XML 66 R15.htm IDEA: XBRL DOCUMENT v3.3.0.814
Derivative Financial Instruments
9 Months Ended
Sep. 30, 2015
Derivative Instruments and Hedging Activities Disclosure [Abstract]  
Derivative Financial Instruments
Derivative Financial Instruments

We maintain an overall interest rate risk management strategy that incorporates the use of derivative instruments to minimize the economic effect of interest rate changes. Our goal is to manage interest rate sensitivity by modifying the repricing frequency and underlying index characteristics of certain balance sheet assets and liabilities so the net interest margin is not, on a material basis, adversely affected by movements in interest rates. We do not use derivative instruments to hedge credit risk. As a result of interest rate fluctuations, hedged assets and liabilities will appreciate or depreciate in market value. Income or loss on the derivative instruments linked to the hedged assets and liabilities will generally offset the effect of this unrealized appreciation or depreciation for the period the item is being hedged. We view this strategy as a prudent management of interest rate sensitivity. Please refer to “Note 11 - Derivative Financial Instruments” in our 2014 Form 10-K for a full discussion of our risk management strategy.
Although we use derivatives to offset (or minimize) the risk of interest rate changes, the use of derivatives does expose us to both market and credit risk. Market risk is the chance of financial loss resulting from changes in interest rates, foreign exchange rates, and market liquidity. Credit risk is the risk a counterparty will not perform its obligations under a contract and it is limited to the loss of the fair value gain in a derivative the counterparty owes us. When the fair value of a derivative contract is negative, we owe the counterparty and, therefore, have no credit risk exposure to the counterparty; however, the counterparty has exposure to us. We minimize the credit risk in derivative instruments by entering into transactions with highly rated counterparties that are reviewed regularly by our Credit Department.

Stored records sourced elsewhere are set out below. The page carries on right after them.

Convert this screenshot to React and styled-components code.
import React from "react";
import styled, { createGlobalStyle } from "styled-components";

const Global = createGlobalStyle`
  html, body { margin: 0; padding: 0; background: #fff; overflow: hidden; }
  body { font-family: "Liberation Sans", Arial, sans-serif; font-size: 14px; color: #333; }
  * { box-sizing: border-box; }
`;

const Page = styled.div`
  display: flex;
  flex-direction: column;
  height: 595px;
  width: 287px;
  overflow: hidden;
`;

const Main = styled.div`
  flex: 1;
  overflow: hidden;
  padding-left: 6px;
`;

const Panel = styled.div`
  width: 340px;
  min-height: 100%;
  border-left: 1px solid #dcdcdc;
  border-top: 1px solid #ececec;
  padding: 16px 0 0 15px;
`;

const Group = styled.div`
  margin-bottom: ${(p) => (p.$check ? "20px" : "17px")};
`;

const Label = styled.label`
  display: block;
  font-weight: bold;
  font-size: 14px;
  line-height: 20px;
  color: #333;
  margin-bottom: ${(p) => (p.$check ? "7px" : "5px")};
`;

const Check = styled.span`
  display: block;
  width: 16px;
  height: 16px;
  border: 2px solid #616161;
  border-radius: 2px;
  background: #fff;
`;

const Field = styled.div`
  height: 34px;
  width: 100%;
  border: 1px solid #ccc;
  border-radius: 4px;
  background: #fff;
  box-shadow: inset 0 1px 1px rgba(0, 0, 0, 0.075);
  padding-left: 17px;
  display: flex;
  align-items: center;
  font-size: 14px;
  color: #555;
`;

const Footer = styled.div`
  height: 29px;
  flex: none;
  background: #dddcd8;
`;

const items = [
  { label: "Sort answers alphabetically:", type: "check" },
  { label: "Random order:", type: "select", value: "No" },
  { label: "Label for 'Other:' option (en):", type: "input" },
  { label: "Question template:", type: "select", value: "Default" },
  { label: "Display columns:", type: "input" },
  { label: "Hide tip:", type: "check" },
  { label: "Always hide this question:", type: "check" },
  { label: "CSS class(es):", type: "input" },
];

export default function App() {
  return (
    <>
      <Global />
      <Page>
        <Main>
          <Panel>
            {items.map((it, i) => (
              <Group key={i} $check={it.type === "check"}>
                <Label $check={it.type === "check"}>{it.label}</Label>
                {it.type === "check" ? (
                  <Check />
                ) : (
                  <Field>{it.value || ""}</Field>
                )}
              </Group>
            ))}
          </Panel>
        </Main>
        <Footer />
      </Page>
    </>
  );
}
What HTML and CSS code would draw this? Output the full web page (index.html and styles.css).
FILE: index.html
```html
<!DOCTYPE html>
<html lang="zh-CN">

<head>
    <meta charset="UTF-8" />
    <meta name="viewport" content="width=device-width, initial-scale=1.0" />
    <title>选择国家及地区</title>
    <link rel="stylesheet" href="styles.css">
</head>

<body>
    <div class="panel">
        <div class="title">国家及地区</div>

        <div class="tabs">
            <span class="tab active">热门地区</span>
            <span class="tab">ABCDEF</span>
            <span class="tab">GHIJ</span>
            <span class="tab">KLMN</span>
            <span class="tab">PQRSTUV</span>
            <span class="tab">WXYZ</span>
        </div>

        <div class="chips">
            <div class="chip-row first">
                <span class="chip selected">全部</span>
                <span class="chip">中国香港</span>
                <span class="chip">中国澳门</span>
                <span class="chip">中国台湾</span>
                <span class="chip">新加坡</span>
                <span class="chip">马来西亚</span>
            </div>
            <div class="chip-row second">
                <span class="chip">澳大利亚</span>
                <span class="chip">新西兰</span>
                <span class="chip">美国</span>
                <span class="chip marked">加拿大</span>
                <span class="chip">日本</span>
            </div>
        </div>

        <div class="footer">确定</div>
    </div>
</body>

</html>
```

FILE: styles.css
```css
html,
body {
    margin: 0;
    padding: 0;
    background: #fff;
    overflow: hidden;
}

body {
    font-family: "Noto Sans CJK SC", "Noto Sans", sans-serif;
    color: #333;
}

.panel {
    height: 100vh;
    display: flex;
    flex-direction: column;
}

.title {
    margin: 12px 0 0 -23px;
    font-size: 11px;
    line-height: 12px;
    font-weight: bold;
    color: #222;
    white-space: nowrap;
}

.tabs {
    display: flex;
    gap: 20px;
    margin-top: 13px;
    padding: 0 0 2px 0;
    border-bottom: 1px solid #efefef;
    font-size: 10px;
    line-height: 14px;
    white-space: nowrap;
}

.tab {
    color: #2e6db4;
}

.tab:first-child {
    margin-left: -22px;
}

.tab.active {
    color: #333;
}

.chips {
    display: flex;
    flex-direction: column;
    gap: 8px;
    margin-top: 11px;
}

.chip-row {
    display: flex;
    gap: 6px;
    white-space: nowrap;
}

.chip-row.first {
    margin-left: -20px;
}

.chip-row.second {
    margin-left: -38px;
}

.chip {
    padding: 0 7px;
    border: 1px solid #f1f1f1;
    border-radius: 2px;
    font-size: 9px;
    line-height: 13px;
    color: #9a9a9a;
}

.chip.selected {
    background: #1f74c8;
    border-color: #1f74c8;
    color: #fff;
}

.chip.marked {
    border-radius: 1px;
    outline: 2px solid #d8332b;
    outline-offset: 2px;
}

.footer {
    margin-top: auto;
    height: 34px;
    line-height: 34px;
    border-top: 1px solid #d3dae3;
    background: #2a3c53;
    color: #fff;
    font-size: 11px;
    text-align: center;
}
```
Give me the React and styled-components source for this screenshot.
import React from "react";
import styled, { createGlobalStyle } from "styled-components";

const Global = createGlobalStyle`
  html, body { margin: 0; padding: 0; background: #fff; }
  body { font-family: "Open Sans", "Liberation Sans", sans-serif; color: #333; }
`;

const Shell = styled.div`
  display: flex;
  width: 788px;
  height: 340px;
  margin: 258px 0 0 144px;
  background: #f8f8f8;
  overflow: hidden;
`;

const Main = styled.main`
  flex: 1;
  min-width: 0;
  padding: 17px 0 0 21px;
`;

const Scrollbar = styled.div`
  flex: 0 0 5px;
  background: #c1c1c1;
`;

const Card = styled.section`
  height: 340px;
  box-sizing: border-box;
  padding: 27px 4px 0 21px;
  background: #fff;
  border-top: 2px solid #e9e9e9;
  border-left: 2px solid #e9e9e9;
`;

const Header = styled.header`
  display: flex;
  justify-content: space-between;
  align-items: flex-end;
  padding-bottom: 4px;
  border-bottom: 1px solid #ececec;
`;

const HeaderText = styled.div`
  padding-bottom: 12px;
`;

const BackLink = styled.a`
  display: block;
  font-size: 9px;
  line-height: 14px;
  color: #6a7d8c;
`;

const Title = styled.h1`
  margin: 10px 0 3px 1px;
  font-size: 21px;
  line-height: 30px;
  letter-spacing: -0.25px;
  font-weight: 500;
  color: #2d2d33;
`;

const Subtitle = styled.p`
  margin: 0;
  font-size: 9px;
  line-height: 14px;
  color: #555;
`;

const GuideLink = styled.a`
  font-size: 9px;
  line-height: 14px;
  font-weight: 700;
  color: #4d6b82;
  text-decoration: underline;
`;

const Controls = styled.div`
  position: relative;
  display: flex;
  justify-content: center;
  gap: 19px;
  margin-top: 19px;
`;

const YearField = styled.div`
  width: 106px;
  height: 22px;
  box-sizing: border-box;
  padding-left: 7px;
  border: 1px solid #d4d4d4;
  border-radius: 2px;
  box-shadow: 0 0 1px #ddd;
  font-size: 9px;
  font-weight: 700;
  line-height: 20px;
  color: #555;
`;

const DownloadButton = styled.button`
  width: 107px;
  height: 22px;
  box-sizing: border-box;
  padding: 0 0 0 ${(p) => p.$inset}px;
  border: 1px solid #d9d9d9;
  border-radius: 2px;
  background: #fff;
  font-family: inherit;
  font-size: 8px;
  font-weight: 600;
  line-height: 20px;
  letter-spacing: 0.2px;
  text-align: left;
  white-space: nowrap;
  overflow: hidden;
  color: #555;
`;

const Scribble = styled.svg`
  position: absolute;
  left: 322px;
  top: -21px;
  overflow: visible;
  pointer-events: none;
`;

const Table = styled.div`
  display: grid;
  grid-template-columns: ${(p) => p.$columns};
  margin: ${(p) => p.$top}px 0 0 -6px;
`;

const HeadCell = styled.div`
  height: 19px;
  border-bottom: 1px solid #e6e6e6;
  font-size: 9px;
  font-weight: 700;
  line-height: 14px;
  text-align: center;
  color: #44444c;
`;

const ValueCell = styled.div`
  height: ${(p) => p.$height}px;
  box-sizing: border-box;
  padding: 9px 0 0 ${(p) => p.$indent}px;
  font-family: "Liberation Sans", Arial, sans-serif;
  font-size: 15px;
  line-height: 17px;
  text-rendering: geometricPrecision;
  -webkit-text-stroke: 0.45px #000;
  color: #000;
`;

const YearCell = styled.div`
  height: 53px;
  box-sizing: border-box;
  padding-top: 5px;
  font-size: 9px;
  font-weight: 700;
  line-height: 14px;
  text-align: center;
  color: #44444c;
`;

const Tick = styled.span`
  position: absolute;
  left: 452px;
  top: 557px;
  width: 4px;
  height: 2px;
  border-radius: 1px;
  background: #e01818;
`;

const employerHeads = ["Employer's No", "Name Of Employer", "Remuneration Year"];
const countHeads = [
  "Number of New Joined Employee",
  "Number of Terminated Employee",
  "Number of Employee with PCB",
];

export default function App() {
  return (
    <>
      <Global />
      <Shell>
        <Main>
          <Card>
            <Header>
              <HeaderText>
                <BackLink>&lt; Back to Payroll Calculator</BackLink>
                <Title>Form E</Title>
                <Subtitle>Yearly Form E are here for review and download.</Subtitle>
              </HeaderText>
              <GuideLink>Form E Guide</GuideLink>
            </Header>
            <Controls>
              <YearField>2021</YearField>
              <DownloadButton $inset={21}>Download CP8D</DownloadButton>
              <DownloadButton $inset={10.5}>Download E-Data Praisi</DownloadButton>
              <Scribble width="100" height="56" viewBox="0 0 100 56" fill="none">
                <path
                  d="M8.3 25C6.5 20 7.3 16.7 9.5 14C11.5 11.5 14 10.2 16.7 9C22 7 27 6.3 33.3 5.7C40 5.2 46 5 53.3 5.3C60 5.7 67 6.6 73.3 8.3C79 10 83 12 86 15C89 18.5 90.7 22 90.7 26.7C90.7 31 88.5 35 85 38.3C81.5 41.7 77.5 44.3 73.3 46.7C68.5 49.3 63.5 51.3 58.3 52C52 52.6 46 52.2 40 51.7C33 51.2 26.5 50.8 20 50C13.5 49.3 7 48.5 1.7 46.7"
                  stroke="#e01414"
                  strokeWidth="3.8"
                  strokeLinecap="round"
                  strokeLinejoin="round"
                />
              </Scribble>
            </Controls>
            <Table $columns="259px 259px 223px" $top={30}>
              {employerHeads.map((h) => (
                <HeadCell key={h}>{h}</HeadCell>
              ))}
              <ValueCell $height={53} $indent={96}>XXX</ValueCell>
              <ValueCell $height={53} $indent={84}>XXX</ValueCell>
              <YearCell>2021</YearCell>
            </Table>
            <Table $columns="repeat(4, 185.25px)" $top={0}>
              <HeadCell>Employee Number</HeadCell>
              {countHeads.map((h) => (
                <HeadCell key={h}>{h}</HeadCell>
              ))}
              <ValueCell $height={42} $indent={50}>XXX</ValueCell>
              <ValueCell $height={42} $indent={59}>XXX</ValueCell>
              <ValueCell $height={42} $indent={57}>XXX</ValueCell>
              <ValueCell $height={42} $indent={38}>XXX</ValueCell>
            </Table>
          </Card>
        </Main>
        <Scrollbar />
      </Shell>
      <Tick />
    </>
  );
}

Related to derivative transactions, protection against counterparty risk is generally provided by International Swaps and Derivatives Association, Inc. (“ISDA”) Credit Support Annexes (“CSAs”), or clearinghouses for Over the Counter (“OTC”) derivatives. CSAs require a counterparty to post collateral if a potential default would expose the other party to a loss. All derivative contracts entered into by the Bank are covered under such agreements and require collateral to be exchanged based on the net fair value of derivatives with each counterparty. Our exposure is limited to the value of the derivative contracts in a gain position less any collateral held or plus any collateral posted.
Title VII of the Dodd-Frank Act requires all standardized derivatives, including most interest rate swaps, to be submitted for clearing to central counterparties to reduce counterparty risk. As of September 30, 2015, $4.0 billion notional of our derivative contracts were cleared on the Chicago Mercantile Exchange and the London Clearing House. All derivative contracts cleared through an exchange require collateral to be exchanged based on the fair value of the derivative. Our exposure is limited to the value of the derivative contracts in a gain position less any collateral held or plus any collateral posted. When there is a net negative exposure, we consider our exposure to the counterparty to be zero. At September 30, 2015 and December 31, 2014, we had a net positive exposure (derivative gain positions to us less collateral which has been posted by counterparties to us) related to derivatives of $48.9 million and $60.8 million, respectively.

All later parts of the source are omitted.